When Cheryl Finnegan lost her job, she considered putting up a fight. She could stay in San Francisco—maybe get back into another firm with another position in corporate marketing. Or she could do something else with her life.
At the age of 39, in the middle of a divorce and with a generous severance package from her former employer, Levi Strauss, Cheryl did just that. She went to Paris at first and spent time enjoying the city and culture. After a few months, she returned to the Americas and to the colonial town of San Miguel de Allende, Mexico.
Cheryl had heard people talk about San Miguel, and it lived up to its reputation. The town enchanted her, with its beautiful colonial architecture, bohemian vibe, temperate weather, and large community of artists.
As her severance dwindled, Cheryl focused on using her marketing savvy to create a product she could sell. She hit on woven plastic bags, manufactured to her design by inmates of a local prison. The bags were sold in trendy California stores that Cheryl knew from her marketing days.
Each bag had a ring attached that could be used as a key chain. And while the bags sold well, some stores asked if they could have key chains separate from the bags. What marketer would say no?
So Cheryl designed special key chains that incorporated religious iconography she saw around her in San Miguel, such as the Virgin of Guadalupe, Mexico’s most popular religious and cultural image. Handmade by local artisans, the key chains sold like proverbial hot cakes, and Cheryl knew she was onto something.
Importantly, Cheryl—who studied business at Loyola University in Chicago—never designed or actually made jewelry herself. She had no training, formal or otherwise, in art or jewelry design. But she “always had a sixth sense about style and design,” she says.
An early mark of Cheryl’s jewelry was that each piece had a story based on her research of religious symbols and her sense of humor. For example, a piece that features Adam and Eve and the apple has a hang tag that says, “They always look better than they taste.”
Story lines gave the pieces a personality and sense of fun. As Cheryl notes, “Who else was doing cool key chains? Tiffany—and they’re not fun.” She insists on fun, and it shows. For example, “We do crazy things, like buy expensive Swarovski crystals, smash them and embed them in resin. Nobody does that, but it’s the only way to get the look I wanted.”

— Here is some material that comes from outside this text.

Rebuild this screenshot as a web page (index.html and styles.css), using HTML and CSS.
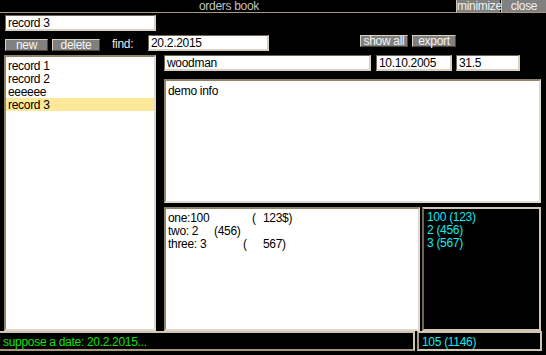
FILE: index.html
```html
<!DOCTYPE html>
<html>
<head>
<meta charset="utf-8">
<link rel="stylesheet" href="styles.css">
</head>
<body>
<div class="app">
  <div class="titlebar">
    <div class="title">orders book</div>
    <div class="winbtn minbtn">minimize</div>
    <div class="winbtn closebtn">close</div>
  </div>
  <div class="row1">
    <div class="field namefield">record 3</div>
  </div>
  <div class="row2">
    <div class="btn btn-new">new</div>
    <div class="btn btn-del">delete</div>
    <div class="findlabel">find:</div>
    <div class="field findfield">20.2.2015</div>
    <div class="btn btn-show">show all</div>
    <div class="btn btn-export">export</div>
  </div>
  <div class="main">
    <div class="list sunken">
      <div class="item">record 1</div>
      <div class="item">record 2</div>
      <div class="item">eeeeee</div>
      <div class="item selected">record 3</div>
    </div>
    <div class="right">
      <div class="inputs">
        <div class="field f-name">woodman</div>
        <div class="field f-date">10.10.2005</div>
        <div class="field f-num">31.5</div>
      </div>
      <div class="info sunken">demo info</div>
      <div class="lower">
        <div class="lines sunken">
          <div class="line"><span class="c1">one:100</span><span class="c2">(</span><span>123$)</span></div>
          <div class="line"><span class="c1 w2">two: 2</span><span>(456)</span></div>
          <div class="line"><span class="c1 w3">three: 3</span><span class="c2 w3b">(</span><span>567)</span></div>
        </div>
        <div class="sums">
          <div>100 (123)</div>
          <div>2 (456)</div>
          <div>3 (567)</div>
        </div>
      </div>
    </div>
  </div>
  <div class="status">
    <div class="st-left">suppose a date: 20.2.2015...</div>
    <div class="st-right">105 (1146)</div>
  </div>
</div>
</body>
</html>
```
FILE: styles.css
```css
* { box-sizing: border-box; }
html, body { margin: 0; padding: 0; background: #000; }
body {
  font-family: "Liberation Sans", Arial, sans-serif;
  font-size: 12px;
  letter-spacing: -0.3px;
  color: #000;
}
.app {
  width: 546px;
  height: 355px;
  display: flex;
  flex-direction: column;
  background: #000;
}
.titlebar {
  height: 13px;
  display: flex;
  border-bottom: 1px solid #a8987a;
}
.title {
  flex: 1;
  text-align: center;
  color: #c0c0c0;
  line-height: 13px;
  padding-left: 2px;
}
.winbtn {
  background: #808080;
  color: #f0f0f0;
  line-height: 13px;
  text-align: center;
  border-left: 1px solid #d0c8b0;
}
.minbtn { width: 44px; }
.closebtn { width: 45px; margin-left: 1px; }

.field {
  background: #fff;
  height: 16px;
  line-height: 13px;
  padding: 1px 0 0 2px;
  border-style: solid;
  border-width: 1px 2px 2px 1px;
  border-color: #6e6650 #d8d2c2 #d8d2c2 #6e6650;
  white-space: nowrap;
  overflow: hidden;
}
.sunken {
  background: #fff;
  border-style: solid;
  border-width: 2px;
  border-color: #8e8468 #e0dace #e0dace #8e8468;
}
.row1 {
  margin-top: 2px;
  padding-left: 5px;
  height: 16px;
  display: flex;
}
.namefield { width: 151px; }

.row2 {
  margin-top: 4px;
  height: 16px;
  display: flex;
  padding-left: 5px;
}
.btn {
  height: 12px;
  line-height: 11px;
  background: #808080;
  color: #f4f4f4;
  text-align: center;
  border-style: solid;
  border-width: 1px;
  border-color: #d8d0b8 #4a4436 #4a4436 #d8d0b8;
}
.btn-new { width: 43px; align-self: flex-end; }
.btn-del { width: 48px; margin-left: 4px; align-self: flex-end; }
.findlabel {
  color: #e8e8e8;
  margin-left: 12px;
  width: 36px;
  line-height: 19px;
}
.findfield { width: 121px; }
.btn-show { width: 48px; margin-left: 91px; }
.btn-export { width: 44px; margin-left: 4px; }

.main {
  margin-top: 4px;
  height: 276px;
  display: flex;
  padding-left: 4px;
}
.list {
  width: 152px;
  height: 276px;
  padding-top: 2px;
}
.item {
  height: 13px;
  line-height: 14px;
  padding-left: 2px;
}
.selected { background: #fbe898; }

.right {
  margin-left: 8px;
  width: 377px;
  display: flex;
  flex-direction: column;
}
.inputs { display: flex; height: 16px; }
.f-name { width: 207px; }
.f-date { width: 76px; margin-left: 5px; }
.f-num { width: 64px; margin-left: 4px; }
.info {
  margin-top: 8px;
  height: 124px;
  padding: 4px 0 0 2px;
  line-height: 13px;
}
.lower {
  margin-top: 4px;
  height: 124px;
  display: flex;
}
.lines {
  width: 256px;
  height: 124px;
  padding: 3px 0 0 2px;
}
.line {
  height: 13px;
  line-height: 13px;
  white-space: pre;
  display: flex;
}
.c1 { width: 84px; }
.w2 { width: 46px; }
.w3 { width: 75px; }
.c2 { width: 11px; }
.w3b { width: 20px; }
.sums {
  margin-left: 2px;
  width: 119px;
  height: 124px;
  background: #000;
  color: #10e8f0;
  padding: 2px 0 0 3px;
  line-height: 13px;
  border: 2px solid #d0c8b4;
  border-left-color: #6e6650;
}
.status {
  margin-top: 0px;
  height: 20px;
  display: flex;
}
.st-left {
  width: 415px;
  color: #10e010;
  border: 2px solid #a8987a;
  border-color: #cfc6b0 #cfc6b0 #a8987a #6e6650;
  border-left: none;
  padding: 1px 0 0 3px;
  line-height: 16px;
}
.st-right {
  margin-left: 2px;
  width: 125px;
  color: #10e8f0;
  border: 2px solid #cfc6b0;
  border-left-color: #a8987a;
  padding: 1px 0 0 3px;
  line-height: 16px;
}
```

The climate of fun at Virgins, Saints and Angels—the corporate name that came to Cheryl one day—turns deadly serious when quality is involved.

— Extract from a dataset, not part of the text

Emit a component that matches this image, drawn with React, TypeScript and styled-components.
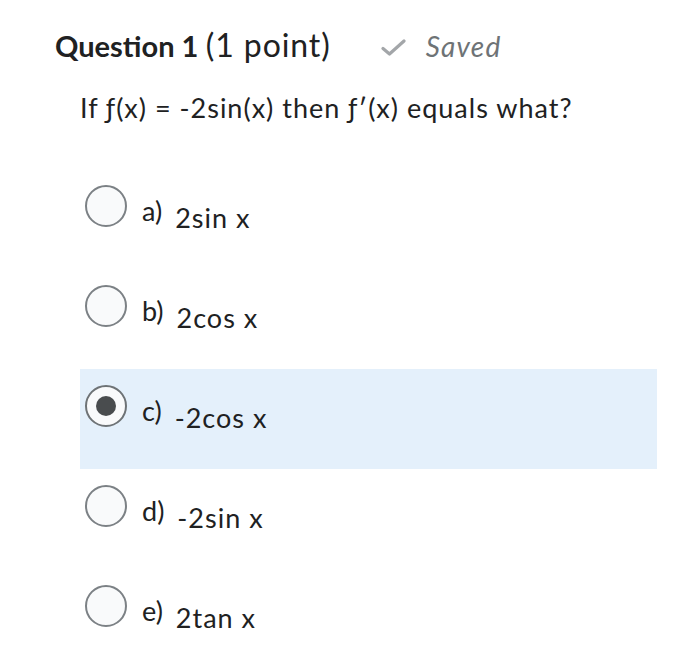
import React, { useState } from "react";
import styled, { createGlobalStyle } from "styled-components";

const GlobalStyle = createGlobalStyle`
  body {
    margin: 0;
    background: #ffffff;
    font-family: Lato, "Open Sans", sans-serif;
    color: #202122;
  }
`;

const options = [
  { key: "a", text: "2sin x" },
  { key: "b", text: "2cos x" },
  { key: "c", text: "-2cos x" },
  { key: "d", text: "-2sin x" },
  { key: "e", text: "2tan x" },
];

export default function App() {
  const [selected, setSelected] = useState("c");

  return (
    <Page>
      <GlobalStyle />
      <Header>
        <Title>
          <strong>Question 1</strong> <Points>(1 point)</Points>
        </Title>
        <SavedStatus>
          <svg width="25" height="17" viewBox="0 0 25 17">
            <path
              d="M2 9.5 L8.5 15 L23 2"
              fill="none"
              stroke="#a3a6a9"
              strokeWidth="3.2"
              strokeLinecap="round"
              strokeLinejoin="round"
            />
          </svg>
          <SavedText>Saved</SavedText>
        </SavedStatus>
      </Header>
      <QuestionText>If ƒ(x) = -2sin(x) then ƒ′(x) equals what?</QuestionText>
      <OptionList>
        {options.map((o) => (
          <OptionRow
            key={o.key}
            $selected={selected === o.key}
            onClick={() => setSelected(o.key)}
          >
            <Radio $selected={selected === o.key} />
            <Label>{o.key})</Label>
            <Answer>{o.text}</Answer>
          </OptionRow>
        ))}
      </OptionList>
    </Page>
  );
}

const Page = styled.div`
  padding: 27px 0 0 55px;
`;

const Header = styled.header`
  display: flex;
  align-items: baseline;
  gap: 50px;
`;

const Title = styled.h1`
  margin: 0;
  font-size: 29px;
  line-height: 35px;
  font-weight: 400;
  color: #202122;

  strong {
    font-weight: 700;
  }
`;

const Points = styled.span`
  font-size: 32px;
  letter-spacing: 0.9px;
`;

const SavedStatus = styled.div`
  display: flex;
  align-items: baseline;
  gap: 20px;

  svg {
    position: relative;
    top: -1px;
  }
`;

const SavedText = styled.span`
  font-size: 28px;
  font-style: italic;
  letter-spacing: 1.2px;
  color: #6e7376;
`;

const QuestionText = styled.p`
  margin: 29px 0 0 25px;
  font-size: 27px;
  line-height: 32px;
  letter-spacing: 1px;
  color: #202122;
`;

const OptionList = styled.div`
  margin: 45px 0 0 25px;
  width: 577px;
`;

const OptionRow = styled.div<{ $selected: boolean }>`
  display: flex;
  align-items: flex-start;
  height: 100px;
  box-sizing: border-box;
  padding: 16px 0 0 5px;
  background: ${(p) => (p.$selected ? "#e4f0fb" : "transparent")};
  cursor: pointer;
`;

const Radio = styled.span<{ $selected: boolean }>`
  position: relative;
  flex: none;
  width: 42px;
  height: 42px;
  box-sizing: border-box;
  border-radius: 50%;
  border: 2px solid ${(p) => (p.$selected ? "#6e7376" : "#7c8185")};
  background: #f9fafb;

  &::after {
    content: "";
    display: ${(p) => (p.$selected ? "block" : "none")};
    position: absolute;
    left: 9px;
    top: 9px;
    width: 20px;
    height: 20px;
    border-radius: 50%;
    background: #494c4e;
  }
`;

const Label = styled.span`
  margin: 10px 0 0 15px;
  font-size: 27px;
  line-height: 32px;
`;

const Answer = styled.span`
  margin: 17px 0 0 13px;
  font-size: 27px;
  line-height: 32px;
  letter-spacing: 1px;
`;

Other companies, she notes, advertise “hand-made” pieces. “What they really mean is hand-polished,” she says. “Our pieces really are completely hand-made by 60 wonderful San Miguel artisans. For example, our belt buckles start as a flat piece of metal. It takes four weeks of intricate handwork by many people to create the finished buckle.”

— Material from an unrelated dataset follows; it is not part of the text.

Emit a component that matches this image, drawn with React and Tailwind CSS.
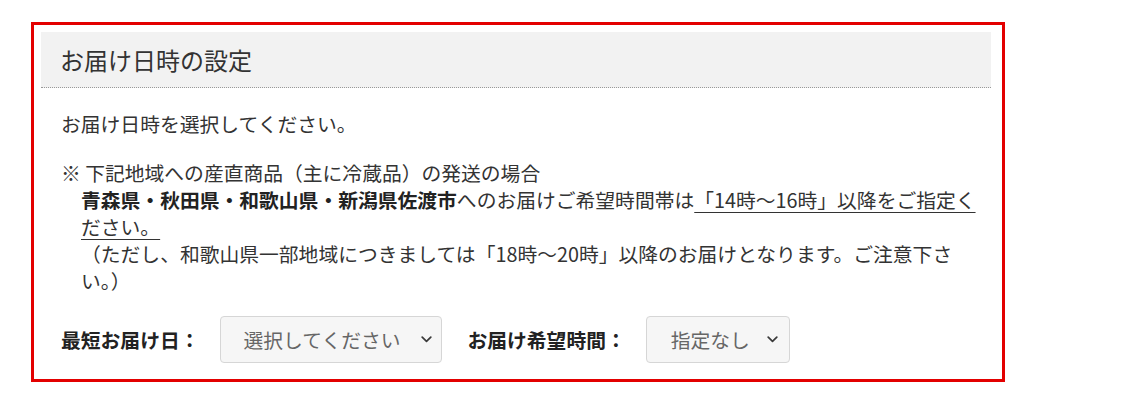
import React from 'react'

function Chevron() {
  return (
    <svg width="11" height="7" viewBox="0 0 11 7" fill="none">
      <path d="M1.2 1.2 L5.5 5.4 L9.8 1.2" stroke="#3a3a3a" strokeWidth="1.7" strokeLinecap="round" strokeLinejoin="round" />
    </svg>
  )
}

function FakeSelect({ label, width, pl, pr }) {
  return (
    <div className={`flex items-center justify-between h-[47px] rounded-[4px] border border-[#d6d6d6] bg-[#f6f6f6] text-[#666] ${width} ${pl} ${pr}`}>
      <span>{label}</span>
      <Chevron />
    </div>
  )
}

export default function App() {
  return (
    <div className="min-h-[404px] bg-white pt-[22px] pl-[31px] font-['Noto_Sans_CJK_JP','Noto_Sans',sans-serif] text-[#333]">
      <div className="w-[974px] h-[360px] border-[3px] border-[#e30000] pt-[7px] pl-[7px]">
        <div className="w-[950px] h-[56px] flex items-center px-[19px] bg-[#f2f2f2] border-b border-dotted border-[#999] text-[24px] text-[#333]">
          お届け日時の設定
        </div>

        <div className="w-[950px] pl-[20px] pr-[13px] pt-[22px] text-[19.8px] leading-[27px]">
          <p>お届け日時を選択してください。</p>

          <div className="mt-[22px] whitespace-nowrap">
            <p>※ 下記地域への産直商品（主に冷蔵品）の発送の場合</p>
            <div className="pl-[20px]">
              <span className="font-bold text-[#222]">青森県・秋田県・和歌山県・新潟県佐渡市</span>
              へのお届けご希望時間帯は
              <span className="underline underline-offset-[4px]">「14時〜16時」以降をご指定く</span>
              <br />
              <span className="underline underline-offset-[4px]">ださい。</span>
              <br />
              （ただし、和歌山県一部地域につきましては「18時〜20時」以降のお届けとなります。ご注意下さ
              <br />
              い。）
            </div>
          </div>

          <div className="mt-[22px] flex items-center">
            <span className="font-bold text-[#222] mr-[21px]">最短お届け日：</span>
            <FakeSelect label="選択してください" width="w-[222px]" pl="pl-[22px]" pr="pr-[9px]" />
            <span className="font-bold text-[#222] ml-[25px] mr-[20px]">お届け希望時間：</span>
            <FakeSelect label="指定なし" width="w-[144px]" pl="pl-[24px]" pr="pr-[11px]" />
          </div>
        </div>
      </div>
    </div>
  )
}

Evidently customers have noticed, because they enthusiastically pay more than $60 for key chains, $200 for earrings and $400 for belt buckles in the exclusive shops that sell Virgins, Saints and Angels in the United States and 12 other countries. Cheryl’s enthusiastic customers include fashion-leading celebrities like David Beckham, Miley Cyrus, John Galliano, Lindsay Lohan, Madonna, and Maria Shriver.
Not only does Virgins, Saints and Angels have a celebrity following, its designs have attracted the attention of the Council of Fashion Designers of America. This is a nonprofit trade association of North American designers of fashion and accessories, with an exclusive group of about 370 designers who must be voted into membership.
But Cheryl also credits San Miguel de Allende for her success. “The religious symbolism gave me inspiration,” she says. Also, the artisans “are excellent, wonderful to work with, and they know how to think outside the box. Anything you can draw, they can make. Without them, I really don’t know if you could do this.”
And the low cost of living helps, Cheryl says. “Here, I can live very well on $1,500 a month. You cannot do that in the States.”
But Cheryl has noticed one downside to life in San Miguel de Allende: “Our guests don’t ever want to leave.”